Our main objective is to locate the site described by Rodney Seppelt (Seppelt et al., 1999), the famous Antarctic botanist that Jurek met last season, who described an exposure where penguin bones were eroding out of the hillside. Armed with a photo Xeroxed from his paper, I surveyed the beach terminus below the terrace and quickly found the site. In a horizon far below the terrace surface, a half-meter thick layer is exposed that is dense with bone, but the deposit is very different from the mound deposits as it is full of bone and dense with feathers, but contains no shells or ornithogenic soil. It appears that this is a deposit preserving a molt site of unknown age, containing bones of almost all adult-sized birds and feathers, but no nests. Steve sampled the site, collecting bones from the lowest, middle, and highest levels, as it’s important to find out how old the deposit is, and how it relates in time to the pebble mounds on the terrace above. But the size of the colony that must have covered the upper terrace was the biggest surprise, it was apparently once a very large colony. While we investigated the Seppelt exposure, Jurek was sampling the lush vegetation on the slopes above.

Our next step was to excavate a test pit in the terrace colony site.
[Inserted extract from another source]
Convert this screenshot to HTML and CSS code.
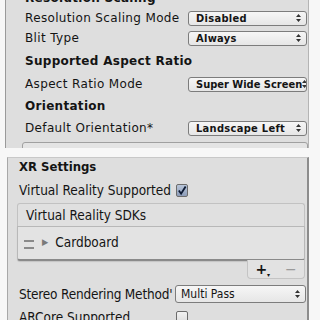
FILE: index.html
```html
<!DOCTYPE html>
<html lang="en">
<head>
  <meta charset="UTF-8">
  <meta name="viewport" content="width=device-width, initial-scale=1.0">
  <title>Player Settings</title>
  <link rel="stylesheet" href="styles.css">
</head>
<body>
  <!-- upper crop: resolution / orientation -->
  <div class="panel top-panel">
    <div class="inner">
      <div class="head head-first">Resolution Scaling</div>
      <div class="row">
        <span class="label">Resolution Scaling Mode</span>
        <div class="dropdown"><span>Disabled</span><svg class="arrows" width="5" height="8" viewBox="0 0 5 8"><path d="M2.5 0 L5 3 L0 3 Z M2.5 8 L5 5 L0 5 Z" fill="#333"/></svg></div>
      </div>
      <div class="row">
        <span class="label">Blit Type</span>
        <div class="dropdown"><span>Always</span><svg class="arrows" width="5" height="8" viewBox="0 0 5 8"><path d="M2.5 0 L5 3 L0 3 Z M2.5 8 L5 5 L0 5 Z" fill="#333"/></svg></div>
      </div>
      <div class="head head-mid">Supported Aspect Ratio</div>
      <div class="row">
        <span class="label">Aspect Ratio Mode</span>
        <div class="dropdown"><span class="tight">Super Wide Screen</span><svg class="arrows" width="5" height="8" viewBox="0 0 5 8"><path d="M2.5 0 L5 3 L0 3 Z M2.5 8 L5 5 L0 5 Z" fill="#333"/></svg></div>
      </div>
      <div class="head head-last">Orientation</div>
      <div class="row">
        <span class="label">Default Orientation*</span>
        <div class="dropdown"><span>Landscape Left</span><svg class="arrows" width="5" height="8" viewBox="0 0 5 8"><path d="M2.5 0 L5 3 L0 3 Z M2.5 8 L5 5 L0 5 Z" fill="#333"/></svg></div>
      </div>
      <div class="row">
        <div class="wide-box">Allowed Orientations for Auto Rotation</div>
      </div>
    </div>
  </div>

  <!-- lower crop: XR settings -->
  <div class="panel xr-panel">
    <div class="xr-head">XR Settings</div>
    <div class="xr-row">
      <span>Virtual Reality Supported</span>
      <span class="checkbox checked"><svg width="11" height="11" viewBox="0 0 11 11"><path d="M2 5.5 L4.5 9 L9.5 1" fill="none" stroke="#0d1a33" stroke-width="2"/></svg></span>
    </div>
    <div class="sdk-list">
      <div class="list-head">Virtual Reality SDKs</div>
      <div class="list-body">
        <div class="list-item">
          <span class="handle"></span>
          <span class="fold">&#9654;</span>
          <span>Cardboard</span>
        </div>
      </div>
      <div class="list-foot">
        <div class="foot-tab"><span class="plus">+<small>&#9662;</small></span><span class="minus">&minus;</span></div>
      </div>
    </div>
    <div class="xr-row stereo">
      <span class="xr-label">Stereo Rendering Method'</span>
      <div class="dropdown xr-drop"><span>Multi Pass</span><svg class="arrows" width="5" height="8" viewBox="0 0 5 8"><path d="M2.5 0 L5 3 L0 3 Z M2.5 8 L5 5 L0 5 Z" fill="#333"/></svg></div>
    </div>
    <div class="xr-row arcore">
      <span class="xr-label">ARCore Supported</span>
      <span class="checkbox"></span>
    </div>
  </div>
</body>
</html>
```

FILE: styles.css
```css
body {
  margin: 0;
  padding: 0;
  background-color: #f7f7f7;
  color: #141414;
  font-family: "DejaVu Sans", sans-serif;
  width: 320px;
  height: 320px;
  overflow: hidden;
}
.panel {
  background-color: #dedede;
  box-sizing: border-box;
}
.top-panel {
  margin-left: 5px;
  width: 304px;
  height: 148px;
  overflow: hidden;
  border-left: 1px solid #9a9a9a;
  border-right: 1px solid #b4b4b4;
}
.top-panel .inner {
  margin-top: -12px;
  padding-left: 19px;
}
.head {
  display: flex;
  align-items: center;
  font-weight: bold;
  font-size: 12px;
  letter-spacing: 0.3px;
}
.head-first {
  height: 20px;
}
.head-mid {
  height: 26px;
}
.head-last {
  height: 24px;
}
.row {
  display: flex;
  align-items: center;
  height: 20px;
  font-size: 12px;
  letter-spacing: 0.35px;
}
.label {
  width: 163px;
  white-space: nowrap;
}
.dropdown {
  display: flex;
  align-items: center;
  justify-content: space-between;
  box-sizing: border-box;
  width: 119px;
  height: 15px;
  padding: 0 5px 0 7px;
  border: 1px solid #7c7c7c;
  border-radius: 3px;
  background: linear-gradient(#f6f6f6, #e6e6e6);
  font-family: "DejaVu Sans Condensed", "DejaVu Sans", sans-serif;
  font-size: 11px;
  font-weight: bold;
  letter-spacing: 0.3px;
  white-space: nowrap;
  overflow: hidden;
}
.dropdown .tight {
  letter-spacing: 0;
}
.arrows {
  flex-shrink: 0;
}
.wide-box {
  box-sizing: border-box;
  margin-left: -3px;
  margin-top: 4px;
  width: 286px;
  height: 16px;
  border: 1px solid #a0a0a0;
  border-radius: 3px;
  background: #e4e4e4;
  padding-left: 70px;
  padding-top: 3px;
  font-size: 11px;
  font-weight: bold;
  color: #333;
}
.xr-panel {
  margin-top: 9px;
  margin-left: 7px;
  width: 302px;
  height: 170px;
  border-left: 1px solid #a8a8a8;
  border-right: 2px solid #8c8c8c;
  border-top: 1px solid #c8c8c8;
  padding-left: 11px;
  font-family: "DejaVu Sans Condensed", "DejaVu Sans", sans-serif;
  font-size: 13.5px;
}
.xr-head {
  height: 16px;
  display: flex;
  align-items: center;
  font-weight: bold;
  font-size: 13px;
}
.xr-row {
  display: flex;
  align-items: center;
  height: 20px;
  margin-top: 6px;
  white-space: nowrap;
}
.xr-row > span:first-child {
  width: 157px;
}
.checkbox {
  display: inline-flex;
  align-items: center;
  justify-content: center;
  box-sizing: border-box;
  width: 12px;
  height: 13px;
  border: 1px solid #6c6c6c;
  border-radius: 2px;
  background: linear-gradient(#f2f2f2, #dcdcdc);
}
.checkbox.checked {
  background: linear-gradient(#b9c6da, #8c9cb8);
}
.sdk-list {
  margin-left: -2px;
  margin-top: 3px;
  width: 288px;
}
.list-head {
  box-sizing: border-box;
  height: 23px;
  padding-left: 8px;
  display: flex;
  align-items: center;
  border: 1px solid #c2c2c2;
  border-bottom: none;
  border-radius: 3px 3px 0 0;
  background: #e0e0e0;
}
.list-body {
  box-sizing: border-box;
  height: 35px;
  border: 1px solid #b8b8b8;
  border-bottom: 2px solid #8a8a8a;
  border-radius: 0 0 3px 3px;
  background: #e3e3e3;
  box-shadow: 0 1px 1px rgba(0, 0, 0, 0.12);
  display: flex;
  align-items: center;
}
.list-item {
  display: flex;
  align-items: center;
  padding-left: 6px;
  margin-top: -2px;
}
.handle {
  width: 10px;
  height: 5px;
  border-top: 2px solid #8a8a8a;
  border-bottom: 2px solid #8a8a8a;
  margin-top: 4px;
  margin-right: 8px;
}
.fold {
  font-size: 9px;
  color: #7a7a7a;
  margin-right: 7px;
}
.list-foot {
  display: flex;
  justify-content: flex-end;
}
.foot-tab {
  box-sizing: border-box;
  width: 58px;
  height: 19px;
  margin-top: -1px;
  border: 1px solid #c4c4c4;
  border-top: none;
  border-radius: 0 0 4px 4px;
  background: #e2e2e2;
  display: flex;
  align-items: center;
  justify-content: space-around;
  font-family: "DejaVu Sans", sans-serif;
  font-size: 14px;
  font-weight: bold;
}
.foot-tab small {
  font-size: 6px;
  vertical-align: -3px;
}
.minus {
  color: #9a9a9a;
  font-weight: normal;
}
.stereo {
  margin-top: 5px;
}
.xr-row.stereo > span:first-child {
  width: 156px;
  letter-spacing: -0.2px;
}
.arcore {
  margin-top: 3px;
}
.xr-drop {
  width: 131px;
  height: 18px;
  font-size: 12px;
  font-weight: normal;
  letter-spacing: 0;
  padding-left: 5px;
}
```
Steve chose one of the deepest parts of the bisected deposit for Beaufort Island Site 1. The terraces are covered with roosting skuas, and this lone sentinel stood guard as we dug. As we screened the sediments, I was once again struck with the amazing natural sculptures surrounding us that form from a stew of icebergs, sea ice, and sea water. As a final task for our first field day, we entered the new satellite colony to collect eggshells for isotope work. This colony is small, but seems to be doing well with a large number of healthy-looking chicks, including this content mother (father?), and relatively close access to open water regardless of the presence of B15K. Too quickly our day was gone, and Wendy and Monica flew in right on time. In the afternoon sun, the views of the cloud-shrouded peaks on Ross Island were spectacular, such as Mount Bird and Mount Erebus. Our speedy flight quickly returned us to McMurdo, and we were back in plenty of time for dinner. Although we hoped to return to Beaufort today, the weather was alas uncooperative again, with fog, clouds, and a bit more snow. As I write this, the clouds seem to be lifting and the afternoon conditions improving, so hopefully tomorrow………

Addendum, Thursday, January 13, 2005

Well, the forecast was a bit off, with more foggy/snowy/cloudy weather today prohibiting the helos from flying. But there is a good bit of buzz going on down here about a big collision that is about to take place. The largest part of the iceberg that broke off the Ross Ice Shelf a couple of years ago, Iceberg B15A, has been drifting northward and will be running into the massive Drygalski Ice Tongue any day now. See this NASA web page for more details, but the date for the impact is now predicted to be Saturday, the 15th, and we are scheduled to fly up to Mario Zucchelli Station on Monday the 17th, so we will fly right over the impact zone and should get a chance to see what happened. I'll post some images of this and more as soon as I get a chance.

Reference: Seppelt, R., Green, T. G. A., and Skotnicki, M. (1999). Notes on the flora, vertebrate fauna and biological sigificance of Beaufort Island, Ross Sea, Antarctica. Polarforschung 66, 53-59.